C. The City to be Visited [see 5:9,29] (6:1-30)
  1. A Forewarned City (6:1-8)
    • v.1 -...flee... blow the trumpet... set alarm fires - The enemy is approaching.
    • v.8 -...be instructed... lest I make thee desolate - The city will be besieged and destroyed.
      Yet, here again, He offers opportunity to turn back, before the judgment falls.
    • v.6,7 - The reason for judgment... (continues through next section)
      Within and from her flows 'oppression' {extortion}... wickedness {evil}... violence {cruelty, injustice}... spoil {ruin, ie., through social sins}. She has brought upon herself 'grief' {ie., sickness} and wounds {beatings, slaughter}.
      These words, directed toward Israel in Jeremiah's day, are also descriptive of our nation and society.
  2. An Abominable City (6:9-21)
    • v.9-12 - Unreceptive to God's Word of warning... their judgment is unavoidable.
    • v.13 - Unrighteous - Covetousness... false dealings... cp. 2Tim 3:1-5; 2Pet 2:3,15
    • v.14 - Unhealed - Healed the hurt (bruise, wound) of my people slightly... 2Pet 2:18-21
      Josiah's reforms improved their external religious appearance, but the inner corruption remained.
      They were still under God's judgment, though their ungodly leaders and false prophets promised peace.
    • v.15-18 - Unashamed - They remained unmoved or convicted by the God's Word through His prophets.
    • Refusing God's way of truth and life, they proudly persisted in their own ways.
    • v.19 - Unavoidable judgment - I will bring evil upon them because they have rejected my Word. (also vs.10, 17)
      "The Reader's Digest published an article quite some time ago entitled 'The Book Almost Nobody Reads.' Of course they were referring to the Bible. I agree with that title. But notice what was said: 'In short, one way to describe the Bible, written by many different hands over a period of 3,000 years and more, would be to say that it is a disorderly collection of 60 odd books which are often tedious, barbaric, obscure and teeming with contradictions and inconsistencies. It is a swarming compost of a book, an Irish stew of poetry and propaganda, law and legalism, myth and murk, history and hysteria.' Now that is a lie, my friend! The man who wrote that article knows nothing about the content of the Word of God."
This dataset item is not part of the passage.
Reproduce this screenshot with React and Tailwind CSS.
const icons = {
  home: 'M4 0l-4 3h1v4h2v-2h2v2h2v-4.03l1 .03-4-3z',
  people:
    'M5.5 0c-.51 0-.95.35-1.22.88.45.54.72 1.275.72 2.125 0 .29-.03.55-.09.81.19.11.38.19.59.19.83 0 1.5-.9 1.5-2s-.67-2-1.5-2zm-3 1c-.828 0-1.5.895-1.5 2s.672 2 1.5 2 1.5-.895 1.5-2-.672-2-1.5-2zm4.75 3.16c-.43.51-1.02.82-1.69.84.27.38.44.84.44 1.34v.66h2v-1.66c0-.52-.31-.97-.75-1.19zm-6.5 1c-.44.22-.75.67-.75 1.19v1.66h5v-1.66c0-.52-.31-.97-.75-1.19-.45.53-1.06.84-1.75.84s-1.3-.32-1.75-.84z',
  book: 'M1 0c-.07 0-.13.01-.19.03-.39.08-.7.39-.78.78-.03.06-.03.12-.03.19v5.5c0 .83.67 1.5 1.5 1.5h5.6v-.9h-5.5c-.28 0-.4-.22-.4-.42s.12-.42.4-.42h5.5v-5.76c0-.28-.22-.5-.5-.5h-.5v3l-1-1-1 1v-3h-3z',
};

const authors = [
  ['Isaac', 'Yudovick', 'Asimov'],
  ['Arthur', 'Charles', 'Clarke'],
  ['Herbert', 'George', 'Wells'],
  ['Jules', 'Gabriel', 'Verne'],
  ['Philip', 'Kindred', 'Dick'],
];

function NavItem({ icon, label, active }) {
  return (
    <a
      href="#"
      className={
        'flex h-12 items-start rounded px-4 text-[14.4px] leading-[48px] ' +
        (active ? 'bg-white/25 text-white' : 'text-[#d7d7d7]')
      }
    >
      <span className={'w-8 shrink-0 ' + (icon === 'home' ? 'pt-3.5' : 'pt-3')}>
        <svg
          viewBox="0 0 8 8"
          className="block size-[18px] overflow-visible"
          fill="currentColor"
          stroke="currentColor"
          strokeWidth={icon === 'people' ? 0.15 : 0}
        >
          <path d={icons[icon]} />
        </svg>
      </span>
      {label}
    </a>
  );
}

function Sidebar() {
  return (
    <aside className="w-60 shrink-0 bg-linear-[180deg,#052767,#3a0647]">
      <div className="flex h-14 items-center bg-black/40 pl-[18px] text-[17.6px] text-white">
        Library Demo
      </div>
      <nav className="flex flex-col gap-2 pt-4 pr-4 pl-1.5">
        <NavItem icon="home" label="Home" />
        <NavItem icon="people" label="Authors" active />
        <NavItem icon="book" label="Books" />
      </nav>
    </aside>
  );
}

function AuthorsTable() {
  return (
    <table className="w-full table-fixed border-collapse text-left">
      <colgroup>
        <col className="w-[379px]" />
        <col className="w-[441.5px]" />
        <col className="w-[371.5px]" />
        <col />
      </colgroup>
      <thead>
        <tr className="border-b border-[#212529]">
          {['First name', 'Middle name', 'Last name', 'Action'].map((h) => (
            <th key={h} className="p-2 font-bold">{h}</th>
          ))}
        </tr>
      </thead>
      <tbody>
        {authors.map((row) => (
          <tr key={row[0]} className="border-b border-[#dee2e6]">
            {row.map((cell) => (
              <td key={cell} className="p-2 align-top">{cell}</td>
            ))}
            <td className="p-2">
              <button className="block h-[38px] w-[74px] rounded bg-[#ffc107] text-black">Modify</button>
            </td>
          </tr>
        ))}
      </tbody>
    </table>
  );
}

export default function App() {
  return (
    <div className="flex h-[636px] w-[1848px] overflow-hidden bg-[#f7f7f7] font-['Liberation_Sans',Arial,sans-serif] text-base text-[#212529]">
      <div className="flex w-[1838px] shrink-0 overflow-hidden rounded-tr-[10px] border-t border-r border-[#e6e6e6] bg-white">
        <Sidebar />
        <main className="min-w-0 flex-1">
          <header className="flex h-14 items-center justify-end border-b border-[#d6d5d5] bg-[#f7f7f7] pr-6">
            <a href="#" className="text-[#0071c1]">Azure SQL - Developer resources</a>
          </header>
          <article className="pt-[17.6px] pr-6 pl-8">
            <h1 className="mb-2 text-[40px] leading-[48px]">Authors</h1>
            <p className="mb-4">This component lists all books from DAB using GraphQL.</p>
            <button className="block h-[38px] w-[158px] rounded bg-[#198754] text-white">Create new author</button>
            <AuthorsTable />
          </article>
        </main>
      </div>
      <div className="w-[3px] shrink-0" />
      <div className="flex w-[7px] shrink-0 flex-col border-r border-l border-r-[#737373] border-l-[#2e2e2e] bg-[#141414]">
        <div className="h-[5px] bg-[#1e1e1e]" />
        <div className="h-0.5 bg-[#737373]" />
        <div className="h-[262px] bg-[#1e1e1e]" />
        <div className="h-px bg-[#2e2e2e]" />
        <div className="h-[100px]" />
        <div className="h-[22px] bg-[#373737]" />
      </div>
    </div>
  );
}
      [From J.V.McGee, Thru the Bible Radio study on Jeremiah]
      Yet, the Lord calls all nations and the earth itself, to bear witness to His Word.
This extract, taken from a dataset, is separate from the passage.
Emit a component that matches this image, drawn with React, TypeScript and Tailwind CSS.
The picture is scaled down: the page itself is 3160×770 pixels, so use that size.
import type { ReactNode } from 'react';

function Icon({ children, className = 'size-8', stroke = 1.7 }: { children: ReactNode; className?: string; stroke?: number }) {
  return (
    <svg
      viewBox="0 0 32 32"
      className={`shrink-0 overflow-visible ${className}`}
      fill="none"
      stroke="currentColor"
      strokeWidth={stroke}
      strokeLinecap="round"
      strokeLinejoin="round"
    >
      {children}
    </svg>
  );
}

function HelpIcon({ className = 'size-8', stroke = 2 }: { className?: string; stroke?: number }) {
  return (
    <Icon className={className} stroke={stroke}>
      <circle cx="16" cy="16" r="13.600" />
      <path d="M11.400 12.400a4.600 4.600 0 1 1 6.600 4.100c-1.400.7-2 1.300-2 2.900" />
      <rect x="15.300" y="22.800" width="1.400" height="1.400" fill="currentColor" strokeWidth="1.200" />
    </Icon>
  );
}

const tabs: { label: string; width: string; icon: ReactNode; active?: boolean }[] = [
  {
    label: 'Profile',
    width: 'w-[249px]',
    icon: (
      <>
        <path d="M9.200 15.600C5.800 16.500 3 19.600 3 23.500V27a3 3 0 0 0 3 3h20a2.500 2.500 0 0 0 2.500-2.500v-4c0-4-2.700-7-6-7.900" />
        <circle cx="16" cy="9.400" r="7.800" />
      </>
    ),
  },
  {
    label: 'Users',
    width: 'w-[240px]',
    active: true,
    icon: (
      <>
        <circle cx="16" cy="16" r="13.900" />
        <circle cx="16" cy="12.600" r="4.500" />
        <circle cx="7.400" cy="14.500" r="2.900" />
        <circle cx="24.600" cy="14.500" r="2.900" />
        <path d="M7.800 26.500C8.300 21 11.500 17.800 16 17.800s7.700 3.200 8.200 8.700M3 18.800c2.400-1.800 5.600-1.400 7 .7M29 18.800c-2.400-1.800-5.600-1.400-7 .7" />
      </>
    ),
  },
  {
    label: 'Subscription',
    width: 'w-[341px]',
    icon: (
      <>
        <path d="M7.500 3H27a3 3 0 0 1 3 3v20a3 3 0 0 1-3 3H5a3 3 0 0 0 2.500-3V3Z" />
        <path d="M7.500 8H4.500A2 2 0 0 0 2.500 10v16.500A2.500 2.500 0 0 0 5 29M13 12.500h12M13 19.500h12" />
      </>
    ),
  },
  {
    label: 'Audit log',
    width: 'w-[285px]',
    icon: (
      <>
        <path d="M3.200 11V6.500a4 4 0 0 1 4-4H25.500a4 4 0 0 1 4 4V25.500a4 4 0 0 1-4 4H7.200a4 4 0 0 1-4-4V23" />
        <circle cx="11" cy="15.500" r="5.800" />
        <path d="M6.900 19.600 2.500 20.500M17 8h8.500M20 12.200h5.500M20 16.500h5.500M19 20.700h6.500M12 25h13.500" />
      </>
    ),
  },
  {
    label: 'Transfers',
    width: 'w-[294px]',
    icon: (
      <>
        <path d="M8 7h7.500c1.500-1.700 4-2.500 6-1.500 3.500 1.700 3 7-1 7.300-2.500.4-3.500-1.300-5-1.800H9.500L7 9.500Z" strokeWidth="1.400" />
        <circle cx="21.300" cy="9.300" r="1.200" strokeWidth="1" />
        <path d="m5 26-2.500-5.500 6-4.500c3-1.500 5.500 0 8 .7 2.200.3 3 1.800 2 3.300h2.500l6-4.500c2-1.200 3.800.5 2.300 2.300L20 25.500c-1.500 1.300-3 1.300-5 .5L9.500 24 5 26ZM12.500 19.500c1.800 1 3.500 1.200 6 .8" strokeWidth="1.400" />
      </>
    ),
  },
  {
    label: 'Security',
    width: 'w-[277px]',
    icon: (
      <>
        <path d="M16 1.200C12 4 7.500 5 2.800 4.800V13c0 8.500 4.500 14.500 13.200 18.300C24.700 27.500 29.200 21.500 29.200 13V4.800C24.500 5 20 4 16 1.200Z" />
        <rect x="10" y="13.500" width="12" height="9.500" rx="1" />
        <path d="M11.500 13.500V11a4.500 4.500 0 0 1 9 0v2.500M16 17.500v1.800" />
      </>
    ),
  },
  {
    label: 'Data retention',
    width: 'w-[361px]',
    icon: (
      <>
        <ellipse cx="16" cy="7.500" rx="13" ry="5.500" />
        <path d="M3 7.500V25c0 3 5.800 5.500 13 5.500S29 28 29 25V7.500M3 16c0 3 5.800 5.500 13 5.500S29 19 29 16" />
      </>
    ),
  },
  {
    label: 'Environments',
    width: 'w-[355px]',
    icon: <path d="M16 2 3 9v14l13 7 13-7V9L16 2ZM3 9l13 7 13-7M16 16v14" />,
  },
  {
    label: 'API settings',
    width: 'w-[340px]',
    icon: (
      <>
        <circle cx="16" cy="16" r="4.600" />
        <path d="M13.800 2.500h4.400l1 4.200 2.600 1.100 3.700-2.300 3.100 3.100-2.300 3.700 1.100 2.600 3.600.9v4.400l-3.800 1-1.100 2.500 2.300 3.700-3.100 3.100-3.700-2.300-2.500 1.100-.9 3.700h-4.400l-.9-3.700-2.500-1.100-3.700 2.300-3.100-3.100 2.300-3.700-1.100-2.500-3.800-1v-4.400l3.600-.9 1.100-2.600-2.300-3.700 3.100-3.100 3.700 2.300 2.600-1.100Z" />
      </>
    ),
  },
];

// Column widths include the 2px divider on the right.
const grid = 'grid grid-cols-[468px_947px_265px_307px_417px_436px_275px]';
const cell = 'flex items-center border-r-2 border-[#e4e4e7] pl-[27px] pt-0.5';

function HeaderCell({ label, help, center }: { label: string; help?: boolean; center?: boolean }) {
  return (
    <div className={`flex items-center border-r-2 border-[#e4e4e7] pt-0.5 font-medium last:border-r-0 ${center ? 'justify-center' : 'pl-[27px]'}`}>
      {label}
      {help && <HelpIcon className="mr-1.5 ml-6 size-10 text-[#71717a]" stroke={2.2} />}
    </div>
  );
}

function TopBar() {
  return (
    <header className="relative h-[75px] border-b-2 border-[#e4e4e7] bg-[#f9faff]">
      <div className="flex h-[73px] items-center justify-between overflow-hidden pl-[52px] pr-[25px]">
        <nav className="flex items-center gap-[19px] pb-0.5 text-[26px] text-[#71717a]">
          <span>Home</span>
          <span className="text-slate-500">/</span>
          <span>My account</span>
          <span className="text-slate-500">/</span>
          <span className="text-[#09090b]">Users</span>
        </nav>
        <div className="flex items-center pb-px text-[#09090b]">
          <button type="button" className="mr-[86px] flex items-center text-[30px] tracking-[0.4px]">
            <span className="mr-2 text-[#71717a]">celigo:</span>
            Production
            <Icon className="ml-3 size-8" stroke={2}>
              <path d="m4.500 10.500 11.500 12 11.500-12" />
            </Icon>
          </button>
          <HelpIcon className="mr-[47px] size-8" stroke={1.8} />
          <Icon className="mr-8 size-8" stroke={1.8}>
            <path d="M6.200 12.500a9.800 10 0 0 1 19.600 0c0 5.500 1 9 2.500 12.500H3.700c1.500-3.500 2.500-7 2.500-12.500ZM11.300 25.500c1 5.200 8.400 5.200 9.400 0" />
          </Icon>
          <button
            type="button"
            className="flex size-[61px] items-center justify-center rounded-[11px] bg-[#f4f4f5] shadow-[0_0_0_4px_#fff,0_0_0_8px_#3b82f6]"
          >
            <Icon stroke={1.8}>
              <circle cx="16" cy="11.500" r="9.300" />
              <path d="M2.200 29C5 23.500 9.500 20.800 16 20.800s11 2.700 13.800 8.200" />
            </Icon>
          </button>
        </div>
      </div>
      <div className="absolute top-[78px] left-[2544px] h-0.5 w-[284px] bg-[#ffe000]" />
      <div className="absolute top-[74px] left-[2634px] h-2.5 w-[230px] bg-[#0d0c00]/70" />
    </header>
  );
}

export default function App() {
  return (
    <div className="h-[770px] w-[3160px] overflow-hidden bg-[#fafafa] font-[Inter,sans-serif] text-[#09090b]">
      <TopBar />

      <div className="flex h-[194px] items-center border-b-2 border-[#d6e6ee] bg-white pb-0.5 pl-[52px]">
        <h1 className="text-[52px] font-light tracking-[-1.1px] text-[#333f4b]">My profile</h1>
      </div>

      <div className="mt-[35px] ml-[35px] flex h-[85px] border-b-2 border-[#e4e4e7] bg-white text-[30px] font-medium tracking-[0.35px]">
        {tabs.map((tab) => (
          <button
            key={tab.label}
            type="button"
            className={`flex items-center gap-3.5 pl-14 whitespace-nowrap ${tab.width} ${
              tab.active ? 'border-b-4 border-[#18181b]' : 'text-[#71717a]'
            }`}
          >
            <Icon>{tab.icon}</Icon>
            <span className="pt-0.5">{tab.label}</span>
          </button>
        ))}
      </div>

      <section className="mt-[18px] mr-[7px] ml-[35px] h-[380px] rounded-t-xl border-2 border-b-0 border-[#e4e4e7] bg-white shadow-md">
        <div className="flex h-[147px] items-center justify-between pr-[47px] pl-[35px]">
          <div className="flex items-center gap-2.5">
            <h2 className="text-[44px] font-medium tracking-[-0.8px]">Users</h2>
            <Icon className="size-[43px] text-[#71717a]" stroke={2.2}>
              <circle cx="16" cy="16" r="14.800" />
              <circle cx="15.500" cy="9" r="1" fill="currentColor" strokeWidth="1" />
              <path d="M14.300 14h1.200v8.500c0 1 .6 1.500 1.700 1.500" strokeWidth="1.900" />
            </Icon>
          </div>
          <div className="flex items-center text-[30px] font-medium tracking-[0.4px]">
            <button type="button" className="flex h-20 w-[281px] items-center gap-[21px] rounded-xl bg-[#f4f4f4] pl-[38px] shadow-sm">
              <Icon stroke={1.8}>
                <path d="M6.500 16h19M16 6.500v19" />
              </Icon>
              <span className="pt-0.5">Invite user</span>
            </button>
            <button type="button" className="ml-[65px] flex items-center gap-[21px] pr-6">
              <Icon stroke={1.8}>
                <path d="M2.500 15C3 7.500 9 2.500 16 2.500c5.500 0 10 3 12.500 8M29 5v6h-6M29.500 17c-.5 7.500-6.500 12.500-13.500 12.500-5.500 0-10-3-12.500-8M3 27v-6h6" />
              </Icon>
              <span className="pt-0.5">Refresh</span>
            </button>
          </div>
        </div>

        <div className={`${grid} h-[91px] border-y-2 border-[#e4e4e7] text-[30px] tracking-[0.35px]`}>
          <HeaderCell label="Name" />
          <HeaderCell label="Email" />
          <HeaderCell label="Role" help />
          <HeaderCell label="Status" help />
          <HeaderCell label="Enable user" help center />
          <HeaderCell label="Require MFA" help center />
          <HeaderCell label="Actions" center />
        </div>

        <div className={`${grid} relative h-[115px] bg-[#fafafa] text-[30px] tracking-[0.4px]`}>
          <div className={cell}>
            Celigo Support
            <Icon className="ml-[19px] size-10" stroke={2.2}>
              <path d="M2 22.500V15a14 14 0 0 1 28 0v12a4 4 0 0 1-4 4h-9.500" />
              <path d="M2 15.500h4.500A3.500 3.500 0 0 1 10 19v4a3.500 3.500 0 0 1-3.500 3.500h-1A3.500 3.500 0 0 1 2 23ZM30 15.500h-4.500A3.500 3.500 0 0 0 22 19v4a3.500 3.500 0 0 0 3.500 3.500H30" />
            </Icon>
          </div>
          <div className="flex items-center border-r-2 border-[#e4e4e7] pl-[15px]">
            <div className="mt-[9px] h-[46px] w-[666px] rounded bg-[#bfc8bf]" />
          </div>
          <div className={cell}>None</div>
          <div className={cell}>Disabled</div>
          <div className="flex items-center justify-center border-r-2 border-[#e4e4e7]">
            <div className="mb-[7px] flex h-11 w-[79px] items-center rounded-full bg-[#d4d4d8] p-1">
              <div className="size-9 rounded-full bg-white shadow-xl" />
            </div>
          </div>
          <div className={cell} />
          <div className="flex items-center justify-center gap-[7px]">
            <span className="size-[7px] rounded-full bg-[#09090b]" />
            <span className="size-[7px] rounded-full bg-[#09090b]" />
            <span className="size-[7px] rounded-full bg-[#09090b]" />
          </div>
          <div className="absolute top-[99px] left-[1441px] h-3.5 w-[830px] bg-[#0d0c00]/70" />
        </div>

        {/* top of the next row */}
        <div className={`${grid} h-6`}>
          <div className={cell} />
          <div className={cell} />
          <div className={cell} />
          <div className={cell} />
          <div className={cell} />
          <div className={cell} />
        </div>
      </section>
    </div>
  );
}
      He will keep His promises for good, and He will execute the judgment which He has declared... though all refuse to listen. v.18,19
    • v.20,21 - Unavailing religious ritual... Unacceptable prayer - Refusing the Lord's assessment of their condition,
      they stumble over their perception of self-righteousness, to their own destruction. Isa 59:2
  3. A Mourning City (6:22-26)
    Jerusalem would be surrounded by an enemy from the north. It would become unsafe to leave the city walls to work the fields. The siege would bring untold sorrows upon those within and without the walls.
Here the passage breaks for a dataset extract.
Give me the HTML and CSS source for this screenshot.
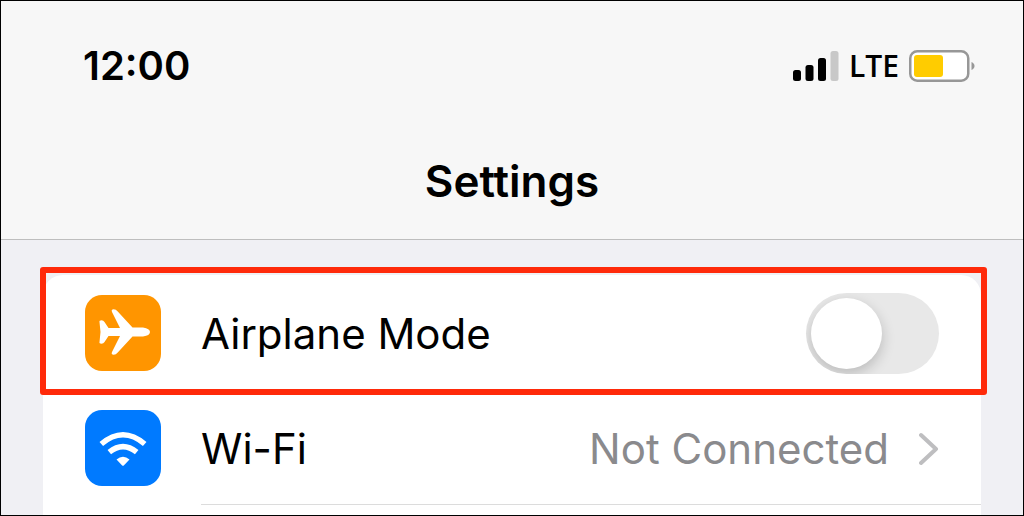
FILE: index.html
```html
<!DOCTYPE html>
<html lang="en">
<head>
    <meta charset="UTF-8">
    <meta name="viewport" content="width=device-width, initial-scale=1.0">
    <title>Settings</title>
    <link rel="stylesheet" href="styles.css">
</head>
<body>
    <header class="header">
        <div class="status-bar">
            <span class="time">12:00</span>
            <div class="status-icons">
                <svg class="signal" viewBox="0 0 46 30" aria-hidden="true">
                    <rect x="0" y="19" width="8" height="11" rx="2.5"/>
                    <rect x="12.5" y="14" width="8" height="16" rx="2.5"/>
                    <rect x="25" y="7" width="8" height="23" rx="2.5"/>
                    <rect class="signal-off" x="37.5" y="0" width="8" height="30" rx="2.5"/>
                </svg>
                <span class="network">LTE</span>
                <svg class="battery" viewBox="0 0 66 32" aria-hidden="true">
                    <rect class="battery-case" x="1.25" y="1.25" width="58" height="29.5" rx="7"/>
                    <rect class="battery-level" x="5" y="5" width="29" height="22" rx="3"/>
                    <path class="battery-tip" d="M62.5 12c4 1.5 4 6.500 0 8z"/>
                </svg>
            </div>
        </div>
        <h1 class="title">Settings</h1>
    </header>

    <main class="content">
        <div class="group">
            <div class="row highlighted">
                <svg class="icon airplane" viewBox="0 0 76 76" aria-hidden="true">
                    <path d="M14.500 27Q14 25.300 16.500 25.300Q18.500 25.300 19.500 27L23.500 33H35L27 17Q25.900 14.300 28.700 14.300Q31 14.300 32.500 16.200L47.500 32.500H58Q65 33.500 65 37Q65 40.500 58 41.500H47.500L32.500 57.800Q31 59.700 28.700 59.700Q25.900 59.700 27 57L35 41H23.500L19.500 47Q18.500 48.700 16.500 48.700Q14 48.700 14.500 47L15.500 37Z"/>
                </svg>
                <div class="row-body">
                    <label class="label" for="airplane">Airplane Mode</label>
                    <input class="switch" type="checkbox" role="switch" id="airplane">
                </div>
            </div>
            <a class="row" href="#wifi">
                <svg class="icon wifi" viewBox="0 0 76 76" aria-hidden="true">
                    <path class="wave" d="M16.300 34Q38 15.500 59.700 34"/>
                    <path class="wave" d="M24.300 42.200Q38 31 51.700 42.200"/>
                    <path d="M31.500 49.500Q38 44 44.500 49.500L38.800 55.400Q38 56 37.200 55.400Z"/>
                </svg>
                <div class="row-body">
                    <span class="label">Wi-Fi</span>
                    <span class="value">Not Connected</span>
                    <svg class="chevron" viewBox="0 0 20 34" aria-hidden="true">
                        <path d="M2 3L17 17L2 31"/>
                    </svg>
                </div>
            </a>
        </div>
    </main>
</body>
</html>
```
FILE: styles.css
```css
:root {
    --bar: #f7f7f7;
    --page: #f0f0f4;
    --line: #dcdcdc;
    --gray: #8a8a8d;
    --orange: #ff9500;
    --blue: #007aff;
    --red: #ff2a0a;
}

* {
    box-sizing: border-box;
}

body {
    margin: 0;
    min-height: 100vh;
    display: flex;
    flex-direction: column;
    border: 1px solid #000;
    background-color: var(--page);
    color: #000;
    font-family: Inter, "Liberation Sans", sans-serif;
    font-size: 42px;
    line-height: 48px;
}

.header {
    padding: 41px 48px 34px 82px;
    background-color: var(--bar);
    border-bottom: 1px solid #bebebe;
}

.status-bar {
    display: flex;
    justify-content: space-between;
    align-items: center;
}

.time {
    font-size: 40px;
    font-weight: 600;
}

.status-icons {
    display: flex;
    align-items: center;
    gap: 10px;
}

.signal {
    width: 46px;
    height: 30px;
}

.signal-off {
    fill: #c8c8c8;
}

.network {
    font-family: "Open Sans", "Noto Sans", sans-serif;
    font-size: 30px;
    font-weight: 600;
}

.battery {
    width: 66px;
    height: 32px;
}

.battery-case {
    fill: #fff;
    stroke: #979797;
    stroke-width: 2.5;
}

.battery-level {
    fill: #ffcc00;
}

.battery-tip {
    fill: #979797;
}

.title {
    margin: 67px 34px 0 0;
    font-size: 44px;
    font-weight: 600;
    text-align: center;
}

.content {
    flex: 1;
    display: flex;
    padding: 35px 42px 0;
}

.group {
    flex: 1;
    background-color: #fff;
    border-radius: 20px 20px 0 0;
}

.row {
    position: relative;
    display: flex;
    align-items: center;
    gap: 40px;
    padding-left: 42px;
    color: inherit;
    text-decoration: none;
}

/* red frame laid over the row */
.highlighted::after {
    content: "";
    position: absolute;
    inset: -8px -6px -5px -3px;
    border: 6px solid var(--red);
    border-radius: 3px;
    pointer-events: none;
    z-index: 1;
}

.icon {
    flex: none;
    width: 76px;
    height: 76px;
    border-radius: 17px;
    fill: #fff;
}

.airplane {
    background-color: var(--orange);
}

.wifi {
    background-color: var(--blue);
}

.wave {
    fill: none;
    stroke: #fff;
    stroke-width: 5.5;
}

.row-body {
    flex: 1;
    display: flex;
    align-items: center;
    min-height: 115px;
    padding: 3px 42px 0 0;
    border-bottom: 1px solid var(--line);
}

.label {
    flex: 1;
}

.value {
    color: var(--gray);
}

.switch {
    appearance: none;
    display: flex;
    align-items: center;
    width: 133px;
    height: 81px;
    margin: 0;
    padding: 5px;
    border-radius: 41px;
    background-color: #e8e8e8;
    overflow: hidden;
    cursor: pointer;
}

.switch::before {
    content: "";
    width: 71px;
    height: 71px;
    border-radius: 50%;
    background-color: #fff;
    box-shadow: 0 5px 14px rgba(0, 0, 0, 0.2);
}

.switch:checked {
    justify-content: flex-end;
    background-color: #34c759;
}

.chevron {
    width: 20px;
    height: 34px;
    margin-left: 30px;
    fill: none;
    stroke: #bebec0;
    stroke-width: 4;
    stroke-linecap: round;
    stroke-linejoin: round;
}
```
  4. A Tried City (6:27-30)
    • v.27 - Jeremiah, bearing God's Word, was the standard of truth and righteousness for his people.
    • v.30 - Reprobate silver shall men call them, because the Lord hath rejected them.-
      Reprobate (lit., rejected) silver is skimmed off the top of the refiner's pot with the impurities from which it could not be separated... even with extra heat (because of which 'the bellows are burned'). Israel would be rejected by men, because the Lord had rejected them, because they had rejected Him. This is the case with our country also. We have spent billions of dollars to buy friends and to extend our influence in the world. Yet we are despised by many nations. We proclaim "in God we trust" and expect God to bless America. But we have rejected Him, and export our filth everywhere (cp. 6:7). We are rejected by sinful men, because God has rejected us.
 
If they would have truly returned to Him, they would not have been removed (4:1). But they had not returned. It would be little more than 20 years before Jeremiah would describe the woes, foretold here prophetically, from the perspective of history (Lam 1:8).
 
Yet, even in the pronouncement of judgment, there is a thread of hope. For the Lord says, "Yet will I not make a full end of them." (4:27; 5:18)... and until the judgment fell, He continued to show them the way of escape (eg. 6:16-17), as He does today, for all who will hear and turn to Him (Isa 55:3; Mat 11:28).